Repeat, exactly and in full, the lines of the listing below, but without any pictures.

● ● ● ● ●

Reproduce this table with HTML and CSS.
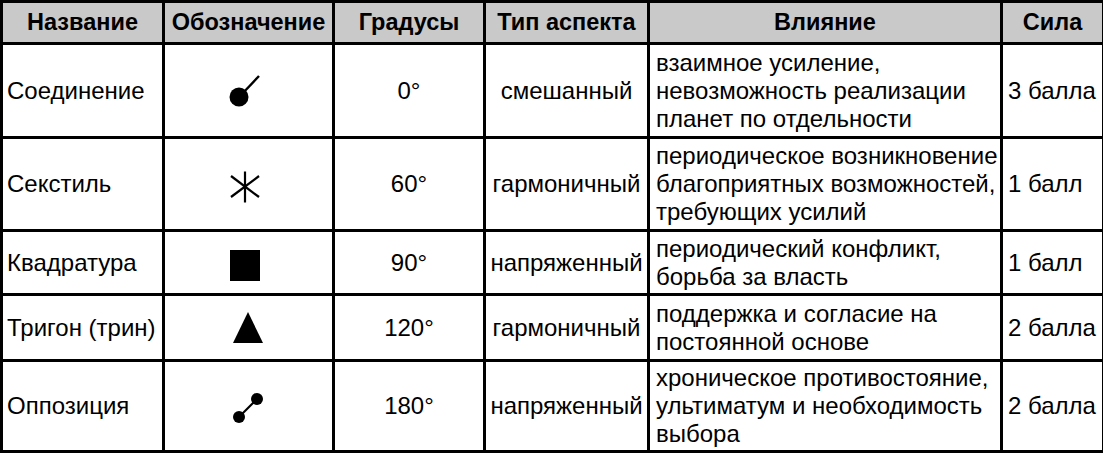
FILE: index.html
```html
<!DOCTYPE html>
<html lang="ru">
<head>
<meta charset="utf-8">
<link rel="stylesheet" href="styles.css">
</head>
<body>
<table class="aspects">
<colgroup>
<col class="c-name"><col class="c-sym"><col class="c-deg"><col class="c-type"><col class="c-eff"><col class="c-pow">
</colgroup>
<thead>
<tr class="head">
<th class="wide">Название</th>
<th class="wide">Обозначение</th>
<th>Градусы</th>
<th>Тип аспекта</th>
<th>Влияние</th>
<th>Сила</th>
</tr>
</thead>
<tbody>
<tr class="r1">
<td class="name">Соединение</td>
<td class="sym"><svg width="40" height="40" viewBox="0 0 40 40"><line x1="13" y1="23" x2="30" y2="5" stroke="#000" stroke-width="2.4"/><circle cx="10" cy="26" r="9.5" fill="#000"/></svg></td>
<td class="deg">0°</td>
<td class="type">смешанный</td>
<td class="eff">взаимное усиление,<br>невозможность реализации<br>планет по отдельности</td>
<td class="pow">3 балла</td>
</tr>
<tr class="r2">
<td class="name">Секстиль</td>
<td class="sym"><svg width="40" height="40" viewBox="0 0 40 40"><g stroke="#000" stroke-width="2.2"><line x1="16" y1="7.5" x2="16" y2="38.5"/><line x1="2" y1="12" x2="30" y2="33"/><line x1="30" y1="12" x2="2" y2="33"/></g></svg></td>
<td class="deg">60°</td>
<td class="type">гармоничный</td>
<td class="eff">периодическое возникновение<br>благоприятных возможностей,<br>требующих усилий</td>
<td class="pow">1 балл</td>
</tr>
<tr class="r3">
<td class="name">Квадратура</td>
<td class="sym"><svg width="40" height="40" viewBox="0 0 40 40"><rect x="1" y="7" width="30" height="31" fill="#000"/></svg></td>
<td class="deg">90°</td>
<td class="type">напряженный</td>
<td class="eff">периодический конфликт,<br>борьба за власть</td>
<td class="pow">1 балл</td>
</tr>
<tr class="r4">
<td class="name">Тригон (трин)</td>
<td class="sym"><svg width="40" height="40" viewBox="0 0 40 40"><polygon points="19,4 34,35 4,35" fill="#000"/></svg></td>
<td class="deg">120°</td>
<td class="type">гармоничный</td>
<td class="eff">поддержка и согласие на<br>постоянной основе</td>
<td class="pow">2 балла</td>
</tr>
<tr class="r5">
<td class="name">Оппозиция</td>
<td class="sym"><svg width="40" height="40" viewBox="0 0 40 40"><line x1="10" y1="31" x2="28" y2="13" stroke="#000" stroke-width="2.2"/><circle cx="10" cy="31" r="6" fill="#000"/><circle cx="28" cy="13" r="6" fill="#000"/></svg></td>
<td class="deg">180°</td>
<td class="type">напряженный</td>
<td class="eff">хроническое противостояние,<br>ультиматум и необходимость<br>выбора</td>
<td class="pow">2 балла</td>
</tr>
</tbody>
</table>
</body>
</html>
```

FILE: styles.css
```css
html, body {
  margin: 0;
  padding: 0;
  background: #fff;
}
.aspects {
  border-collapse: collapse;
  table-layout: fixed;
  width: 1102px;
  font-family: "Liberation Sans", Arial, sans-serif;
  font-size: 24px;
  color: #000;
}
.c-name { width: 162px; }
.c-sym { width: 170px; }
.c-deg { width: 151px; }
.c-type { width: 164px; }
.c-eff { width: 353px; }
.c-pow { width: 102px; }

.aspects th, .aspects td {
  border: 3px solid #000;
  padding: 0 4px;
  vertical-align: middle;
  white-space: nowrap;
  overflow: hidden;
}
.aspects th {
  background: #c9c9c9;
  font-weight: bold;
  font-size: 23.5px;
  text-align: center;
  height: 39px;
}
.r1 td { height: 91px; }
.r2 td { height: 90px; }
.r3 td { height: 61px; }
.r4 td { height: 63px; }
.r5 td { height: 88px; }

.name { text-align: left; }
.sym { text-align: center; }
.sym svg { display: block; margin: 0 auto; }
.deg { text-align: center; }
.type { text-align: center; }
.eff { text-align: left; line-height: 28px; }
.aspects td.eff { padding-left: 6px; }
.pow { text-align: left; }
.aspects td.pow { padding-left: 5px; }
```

● ● ● ● ●

CORRECT ANSWER:
Reproduce this table with HTML and CSS.
FILE: index.html
```html
<!DOCTYPE html>
<html lang="ru">
<head>
<meta charset="utf-8">
<link rel="stylesheet" href="styles.css">
</head>
<body>
<table class="aspects">
<colgroup>
<col class="c-name"><col class="c-sym"><col class="c-deg"><col class="c-type"><col class="c-eff"><col class="c-pow">
</colgroup>
<thead>
<tr class="head">
<th class="wide">Название</th>
<th class="wide">Обозначение</th>
<th>Градусы</th>
<th>Тип аспекта</th>
<th>Влияние</th>
<th>Сила</th>
</tr>
</thead>
<tbody>
<tr class="r1">
<td class="name">Соединение</td>
<td class="sym"><svg width="40" height="40" viewBox="0 0 40 40"><line x1="13" y1="23" x2="30" y2="5" stroke="#000" stroke-width="2.4"/><circle cx="10" cy="26" r="9.5" fill="#000"/></svg></td>
<td class="deg">0°</td>
<td class="type">смешанный</td>
<td class="eff">взаимное усиление,<br>невозможность реализации<br>планет по отдельности</td>
<td class="pow">3 балла</td>
</tr>
<tr class="r2">
<td class="name">Секстиль</td>
<td class="sym"><svg width="40" height="40" viewBox="0 0 40 40"><g stroke="#000" stroke-width="2.2"><line x1="16" y1="7.5" x2="16" y2="38.5"/><line x1="2" y1="12" x2="30" y2="33"/><line x1="30" y1="12" x2="2" y2="33"/></g></svg></td>
<td class="deg">60°</td>
<td class="type">гармоничный</td>
<td class="eff">периодическое возникновение<br>благоприятных возможностей,<br>требующих усилий</td>
<td class="pow">1 балл</td>
</tr>
<tr class="r3">
<td class="name">Квадратура</td>
<td class="sym"><svg width="40" height="40" viewBox="0 0 40 40"><rect x="1" y="7" width="30" height="31" fill="#000"/></svg></td>
<td class="deg">90°</td>
<td class="type">напряженный</td>
<td class="eff">периодический конфликт,<br>борьба за власть</td>
<td class="pow">1 балл</td>
</tr>
<tr class="r4">
<td class="name">Тригон (трин)</td>
<td class="sym"><svg width="40" height="40" viewBox="0 0 40 40"><polygon points="19,4 34,35 4,35" fill="#000"/></svg></td>
<td class="deg">120°</td>
<td class="type">гармоничный</td>
<td class="eff">поддержка и согласие на<br>постоянной основе</td>
<td class="pow">2 балла</td>
</tr>
<tr class="r5">
<td class="name">Оппозиция</td>
<td class="sym"><svg width="40" height="40" viewBox="0 0 40 40"><line x1="10" y1="31" x2="28" y2="13" stroke="#000" stroke-width="2.2"/><circle cx="10" cy="31" r="6" fill="#000"/><circle cx="28" cy="13" r="6" fill="#000"/></svg></td>
<td class="deg">180°</td>
<td class="type">напряженный</td>
<td class="eff">хроническое противостояние,<br>ультиматум и необходимость<br>выбора</td>
<td class="pow">2 балла</td>
</tr>
</tbody>
</table>
</body>
</html>
```

FILE: styles.css
```css
html, body {
  margin: 0;
  padding: 0;
  background: #fff;
}
.aspects {
  border-collapse: collapse;
  table-layout: fixed;
  width: 1102px;
  font-family: "Liberation Sans", Arial, sans-serif;
  font-size: 24px;
  color: #000;
}
.c-name { width: 162px; }
.c-sym { width: 170px; }
.c-deg { width: 151px; }
.c-type { width: 164px; }
.c-eff { width: 353px; }
.c-pow { width: 102px; }

.aspects th, .aspects td {
  border: 3px solid #000;
  padding: 0 4px;
  vertical-align: middle;
  white-space: nowrap;
  overflow: hidden;
}
.aspects th {
  background: #c9c9c9;
  font-weight: bold;
  font-size: 23.5px;
  text-align: center;
  height: 39px;
}
.r1 td { height: 91px; }
.r2 td { height: 90px; }
.r3 td { height: 61px; }
.r4 td { height: 63px; }
.r5 td { height: 88px; }

.name { text-align: left; }
.sym { text-align: center; }
.sym svg { display: block; margin: 0 auto; }
.deg { text-align: center; }
.type { text-align: center; }
.eff { text-align: left; line-height: 28px; }
.aspects td.eff { padding-left: 6px; }
.pow { text-align: left; }
.aspects td.pow { padding-left: 5px; }
```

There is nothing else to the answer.